[Interface markup and scripts]
** BEGIN **

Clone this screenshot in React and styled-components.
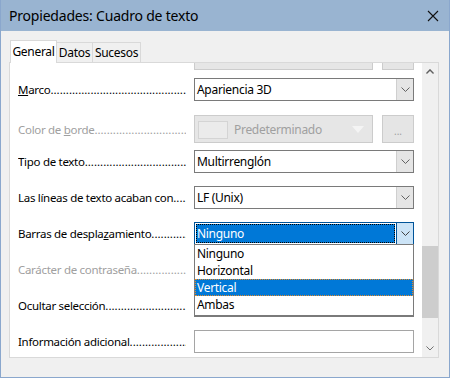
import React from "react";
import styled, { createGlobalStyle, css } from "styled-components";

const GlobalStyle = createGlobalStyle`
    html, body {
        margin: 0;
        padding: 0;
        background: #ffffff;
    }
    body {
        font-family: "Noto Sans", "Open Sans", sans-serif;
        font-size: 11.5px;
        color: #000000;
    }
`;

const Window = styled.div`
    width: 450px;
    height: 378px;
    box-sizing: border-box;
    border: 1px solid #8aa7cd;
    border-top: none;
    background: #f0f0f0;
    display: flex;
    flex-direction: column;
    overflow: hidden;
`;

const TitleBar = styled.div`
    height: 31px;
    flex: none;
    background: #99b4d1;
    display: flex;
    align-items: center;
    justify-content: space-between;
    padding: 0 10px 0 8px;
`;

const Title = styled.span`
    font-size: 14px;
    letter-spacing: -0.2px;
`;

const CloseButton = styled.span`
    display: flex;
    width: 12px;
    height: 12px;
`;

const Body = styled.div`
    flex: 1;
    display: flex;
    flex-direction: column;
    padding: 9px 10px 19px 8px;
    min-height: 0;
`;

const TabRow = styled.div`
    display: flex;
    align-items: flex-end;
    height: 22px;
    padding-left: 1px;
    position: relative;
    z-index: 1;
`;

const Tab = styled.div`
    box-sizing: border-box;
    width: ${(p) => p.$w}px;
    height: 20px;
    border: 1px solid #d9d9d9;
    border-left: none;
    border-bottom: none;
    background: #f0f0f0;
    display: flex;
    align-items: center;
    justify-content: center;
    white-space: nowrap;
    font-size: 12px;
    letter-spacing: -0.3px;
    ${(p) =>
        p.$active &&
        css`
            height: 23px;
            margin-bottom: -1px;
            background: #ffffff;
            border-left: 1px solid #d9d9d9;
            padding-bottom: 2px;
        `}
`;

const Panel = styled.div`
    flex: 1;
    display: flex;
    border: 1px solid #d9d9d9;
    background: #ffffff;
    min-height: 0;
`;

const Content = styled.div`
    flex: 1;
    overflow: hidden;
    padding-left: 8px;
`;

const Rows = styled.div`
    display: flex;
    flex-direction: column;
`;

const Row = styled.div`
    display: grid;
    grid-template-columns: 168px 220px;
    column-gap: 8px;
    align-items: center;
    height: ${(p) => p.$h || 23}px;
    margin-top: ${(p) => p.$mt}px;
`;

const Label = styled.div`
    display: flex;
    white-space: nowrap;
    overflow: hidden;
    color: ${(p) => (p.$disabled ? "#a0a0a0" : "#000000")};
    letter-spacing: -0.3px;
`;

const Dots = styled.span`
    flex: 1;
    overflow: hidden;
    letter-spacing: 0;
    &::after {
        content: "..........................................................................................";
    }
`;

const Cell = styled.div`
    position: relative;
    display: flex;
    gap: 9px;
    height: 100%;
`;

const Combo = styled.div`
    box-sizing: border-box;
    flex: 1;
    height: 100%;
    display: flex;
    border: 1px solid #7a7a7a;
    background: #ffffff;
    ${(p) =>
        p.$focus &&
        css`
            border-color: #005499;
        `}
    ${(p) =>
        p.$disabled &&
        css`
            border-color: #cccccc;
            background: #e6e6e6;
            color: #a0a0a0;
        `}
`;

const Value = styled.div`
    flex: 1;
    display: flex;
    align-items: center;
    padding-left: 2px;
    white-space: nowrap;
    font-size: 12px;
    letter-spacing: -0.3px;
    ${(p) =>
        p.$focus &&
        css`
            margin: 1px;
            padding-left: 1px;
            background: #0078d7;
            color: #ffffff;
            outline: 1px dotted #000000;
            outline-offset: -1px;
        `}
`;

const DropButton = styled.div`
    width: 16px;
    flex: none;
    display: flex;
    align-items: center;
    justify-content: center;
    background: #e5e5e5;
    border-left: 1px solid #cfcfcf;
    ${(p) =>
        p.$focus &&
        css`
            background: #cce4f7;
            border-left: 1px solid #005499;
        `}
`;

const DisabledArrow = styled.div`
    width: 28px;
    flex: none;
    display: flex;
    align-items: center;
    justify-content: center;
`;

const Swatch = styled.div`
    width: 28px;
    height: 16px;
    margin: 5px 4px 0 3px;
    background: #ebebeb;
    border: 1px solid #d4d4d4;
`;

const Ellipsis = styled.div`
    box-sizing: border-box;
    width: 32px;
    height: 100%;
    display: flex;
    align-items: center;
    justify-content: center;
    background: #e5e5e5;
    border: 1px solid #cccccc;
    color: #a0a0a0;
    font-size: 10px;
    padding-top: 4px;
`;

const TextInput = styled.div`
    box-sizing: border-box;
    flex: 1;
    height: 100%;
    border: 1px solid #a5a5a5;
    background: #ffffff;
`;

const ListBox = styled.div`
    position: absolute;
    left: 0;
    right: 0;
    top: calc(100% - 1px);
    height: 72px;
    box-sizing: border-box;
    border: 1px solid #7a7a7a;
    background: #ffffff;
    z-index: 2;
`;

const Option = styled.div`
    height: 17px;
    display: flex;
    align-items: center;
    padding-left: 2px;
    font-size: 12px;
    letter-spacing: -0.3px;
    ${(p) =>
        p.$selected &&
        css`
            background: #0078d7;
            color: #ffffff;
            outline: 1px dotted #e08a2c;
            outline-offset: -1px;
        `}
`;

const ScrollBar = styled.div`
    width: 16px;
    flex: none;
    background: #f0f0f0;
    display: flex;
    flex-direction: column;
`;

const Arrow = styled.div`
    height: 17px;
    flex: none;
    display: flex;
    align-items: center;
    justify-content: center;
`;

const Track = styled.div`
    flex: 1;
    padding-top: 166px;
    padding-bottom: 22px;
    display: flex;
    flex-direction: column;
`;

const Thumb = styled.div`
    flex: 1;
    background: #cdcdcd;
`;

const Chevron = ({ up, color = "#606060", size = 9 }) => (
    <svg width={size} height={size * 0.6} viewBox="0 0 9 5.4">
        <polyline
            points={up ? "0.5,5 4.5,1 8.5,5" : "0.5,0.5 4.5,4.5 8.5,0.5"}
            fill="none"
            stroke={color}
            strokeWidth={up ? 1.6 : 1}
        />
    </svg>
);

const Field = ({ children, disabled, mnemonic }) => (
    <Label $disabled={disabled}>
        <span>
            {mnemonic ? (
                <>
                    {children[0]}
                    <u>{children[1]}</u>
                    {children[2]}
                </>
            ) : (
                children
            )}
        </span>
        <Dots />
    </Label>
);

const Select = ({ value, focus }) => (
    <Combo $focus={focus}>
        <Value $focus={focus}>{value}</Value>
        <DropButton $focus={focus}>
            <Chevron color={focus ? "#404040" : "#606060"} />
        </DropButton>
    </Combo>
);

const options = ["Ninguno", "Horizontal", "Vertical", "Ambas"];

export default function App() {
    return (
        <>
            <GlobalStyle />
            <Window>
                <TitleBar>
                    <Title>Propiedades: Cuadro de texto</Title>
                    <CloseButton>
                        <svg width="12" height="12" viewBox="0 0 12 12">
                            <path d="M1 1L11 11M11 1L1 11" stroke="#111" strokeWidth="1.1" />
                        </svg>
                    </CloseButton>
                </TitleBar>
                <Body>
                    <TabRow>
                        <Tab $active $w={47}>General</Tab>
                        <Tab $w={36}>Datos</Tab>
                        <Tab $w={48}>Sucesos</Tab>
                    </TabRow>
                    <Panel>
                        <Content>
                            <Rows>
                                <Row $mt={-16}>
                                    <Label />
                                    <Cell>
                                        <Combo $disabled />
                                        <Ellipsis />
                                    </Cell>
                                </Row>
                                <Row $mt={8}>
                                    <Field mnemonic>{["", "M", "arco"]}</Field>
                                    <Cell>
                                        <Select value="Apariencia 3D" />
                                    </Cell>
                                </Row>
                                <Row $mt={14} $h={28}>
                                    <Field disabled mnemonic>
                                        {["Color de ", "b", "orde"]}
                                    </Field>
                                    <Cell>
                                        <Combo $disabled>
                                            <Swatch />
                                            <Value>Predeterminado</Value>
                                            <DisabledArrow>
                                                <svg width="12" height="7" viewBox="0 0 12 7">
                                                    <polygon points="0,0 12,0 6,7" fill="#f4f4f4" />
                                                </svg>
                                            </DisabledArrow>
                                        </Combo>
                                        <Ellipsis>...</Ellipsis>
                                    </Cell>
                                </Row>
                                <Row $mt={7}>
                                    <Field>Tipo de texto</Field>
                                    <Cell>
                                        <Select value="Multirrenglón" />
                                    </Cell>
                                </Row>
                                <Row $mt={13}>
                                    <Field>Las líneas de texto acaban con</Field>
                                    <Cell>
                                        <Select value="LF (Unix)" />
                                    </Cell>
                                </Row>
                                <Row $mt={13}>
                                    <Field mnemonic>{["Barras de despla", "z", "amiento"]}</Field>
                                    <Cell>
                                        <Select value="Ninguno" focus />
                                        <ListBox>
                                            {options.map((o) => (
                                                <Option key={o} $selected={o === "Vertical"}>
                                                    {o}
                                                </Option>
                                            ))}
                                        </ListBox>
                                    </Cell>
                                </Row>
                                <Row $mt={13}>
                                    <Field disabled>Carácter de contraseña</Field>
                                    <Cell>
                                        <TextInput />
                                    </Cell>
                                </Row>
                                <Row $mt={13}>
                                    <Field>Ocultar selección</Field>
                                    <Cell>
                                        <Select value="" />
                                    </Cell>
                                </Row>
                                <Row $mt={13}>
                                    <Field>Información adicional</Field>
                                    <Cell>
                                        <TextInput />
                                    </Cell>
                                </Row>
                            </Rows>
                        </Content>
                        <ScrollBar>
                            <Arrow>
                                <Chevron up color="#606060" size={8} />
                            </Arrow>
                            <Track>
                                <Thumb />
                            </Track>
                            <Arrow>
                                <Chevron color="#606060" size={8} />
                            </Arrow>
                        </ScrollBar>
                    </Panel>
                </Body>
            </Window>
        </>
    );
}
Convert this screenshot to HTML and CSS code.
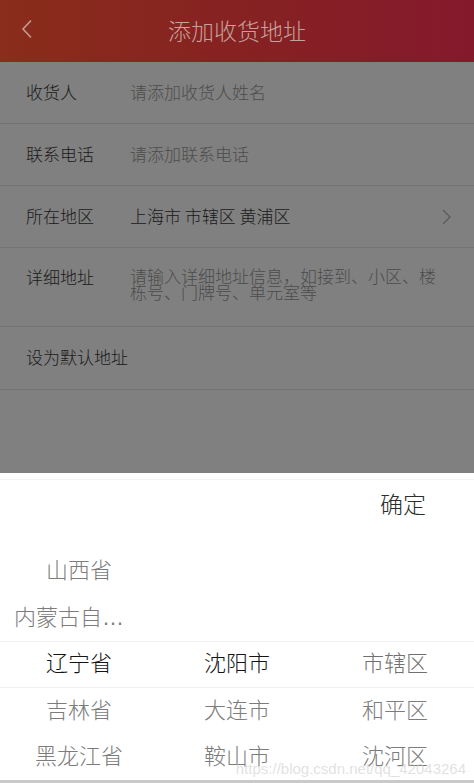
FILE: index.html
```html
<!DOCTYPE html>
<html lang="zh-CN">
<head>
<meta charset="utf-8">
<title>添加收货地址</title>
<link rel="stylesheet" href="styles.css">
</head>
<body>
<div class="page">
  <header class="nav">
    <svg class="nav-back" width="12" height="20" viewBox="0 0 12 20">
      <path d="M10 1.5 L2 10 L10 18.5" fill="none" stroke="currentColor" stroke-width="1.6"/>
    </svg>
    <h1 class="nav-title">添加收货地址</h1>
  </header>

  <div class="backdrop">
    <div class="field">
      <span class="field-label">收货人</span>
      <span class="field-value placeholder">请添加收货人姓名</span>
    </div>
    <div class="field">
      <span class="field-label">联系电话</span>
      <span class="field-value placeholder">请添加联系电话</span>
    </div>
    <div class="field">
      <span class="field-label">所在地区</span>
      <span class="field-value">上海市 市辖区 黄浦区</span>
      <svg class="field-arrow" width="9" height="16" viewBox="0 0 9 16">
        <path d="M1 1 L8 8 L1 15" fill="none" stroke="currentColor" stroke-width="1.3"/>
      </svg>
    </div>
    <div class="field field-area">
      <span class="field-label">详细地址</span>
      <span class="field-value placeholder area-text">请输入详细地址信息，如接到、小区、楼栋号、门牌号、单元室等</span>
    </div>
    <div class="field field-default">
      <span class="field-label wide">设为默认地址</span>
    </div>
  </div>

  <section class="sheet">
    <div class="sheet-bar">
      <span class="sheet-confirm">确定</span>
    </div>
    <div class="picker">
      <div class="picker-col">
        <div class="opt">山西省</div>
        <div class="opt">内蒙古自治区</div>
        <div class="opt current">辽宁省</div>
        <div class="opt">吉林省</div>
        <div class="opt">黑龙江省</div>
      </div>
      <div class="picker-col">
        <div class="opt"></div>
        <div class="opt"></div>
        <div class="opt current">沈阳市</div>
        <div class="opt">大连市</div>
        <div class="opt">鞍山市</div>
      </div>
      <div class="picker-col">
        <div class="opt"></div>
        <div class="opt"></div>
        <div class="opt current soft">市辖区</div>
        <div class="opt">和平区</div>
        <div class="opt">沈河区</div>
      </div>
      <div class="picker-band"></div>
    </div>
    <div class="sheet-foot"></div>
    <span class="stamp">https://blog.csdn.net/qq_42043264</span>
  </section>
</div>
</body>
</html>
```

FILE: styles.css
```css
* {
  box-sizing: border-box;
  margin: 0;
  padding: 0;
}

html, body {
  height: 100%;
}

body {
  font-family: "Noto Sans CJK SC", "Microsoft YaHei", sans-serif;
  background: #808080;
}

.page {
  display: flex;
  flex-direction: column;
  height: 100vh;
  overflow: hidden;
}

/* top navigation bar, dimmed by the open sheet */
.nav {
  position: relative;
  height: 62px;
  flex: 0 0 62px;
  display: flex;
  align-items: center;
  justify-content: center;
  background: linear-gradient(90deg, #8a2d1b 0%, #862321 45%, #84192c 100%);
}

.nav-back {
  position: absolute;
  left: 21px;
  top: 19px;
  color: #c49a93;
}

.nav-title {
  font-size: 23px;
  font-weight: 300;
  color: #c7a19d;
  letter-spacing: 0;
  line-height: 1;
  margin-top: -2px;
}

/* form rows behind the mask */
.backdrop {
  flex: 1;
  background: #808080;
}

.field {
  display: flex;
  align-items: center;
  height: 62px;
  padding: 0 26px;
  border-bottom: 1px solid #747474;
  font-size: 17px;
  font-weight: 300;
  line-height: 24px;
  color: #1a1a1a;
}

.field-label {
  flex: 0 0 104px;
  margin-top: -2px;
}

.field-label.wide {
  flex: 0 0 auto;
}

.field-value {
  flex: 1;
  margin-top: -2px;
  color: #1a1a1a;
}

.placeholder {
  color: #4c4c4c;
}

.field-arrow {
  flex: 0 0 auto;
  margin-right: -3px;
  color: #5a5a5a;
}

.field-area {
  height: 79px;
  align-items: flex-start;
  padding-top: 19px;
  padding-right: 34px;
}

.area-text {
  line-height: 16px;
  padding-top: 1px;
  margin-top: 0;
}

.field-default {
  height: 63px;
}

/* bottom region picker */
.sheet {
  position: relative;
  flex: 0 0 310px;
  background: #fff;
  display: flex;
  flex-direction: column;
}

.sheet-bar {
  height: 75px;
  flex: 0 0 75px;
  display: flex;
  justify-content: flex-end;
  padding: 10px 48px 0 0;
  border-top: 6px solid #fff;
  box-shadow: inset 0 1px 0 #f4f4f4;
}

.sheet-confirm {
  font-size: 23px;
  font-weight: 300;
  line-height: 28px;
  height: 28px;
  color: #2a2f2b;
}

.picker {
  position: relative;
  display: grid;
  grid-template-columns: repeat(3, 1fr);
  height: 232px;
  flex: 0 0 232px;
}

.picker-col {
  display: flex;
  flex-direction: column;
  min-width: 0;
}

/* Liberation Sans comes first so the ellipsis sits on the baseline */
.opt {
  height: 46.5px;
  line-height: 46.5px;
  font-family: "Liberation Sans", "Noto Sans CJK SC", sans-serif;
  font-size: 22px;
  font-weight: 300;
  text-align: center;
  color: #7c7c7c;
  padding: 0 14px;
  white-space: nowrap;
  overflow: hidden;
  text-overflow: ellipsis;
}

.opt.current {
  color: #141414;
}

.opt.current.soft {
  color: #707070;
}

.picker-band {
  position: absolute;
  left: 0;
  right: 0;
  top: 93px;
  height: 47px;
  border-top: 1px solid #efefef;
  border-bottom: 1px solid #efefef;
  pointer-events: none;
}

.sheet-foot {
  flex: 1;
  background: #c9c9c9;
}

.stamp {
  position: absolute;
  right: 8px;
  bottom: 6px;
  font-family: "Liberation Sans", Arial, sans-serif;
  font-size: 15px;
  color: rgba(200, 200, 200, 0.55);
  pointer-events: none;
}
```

** END **

Copy all lines above containing the string "screenshot".

Result:
Clone this screenshot in React and styled-components.
Convert this screenshot to HTML and CSS code.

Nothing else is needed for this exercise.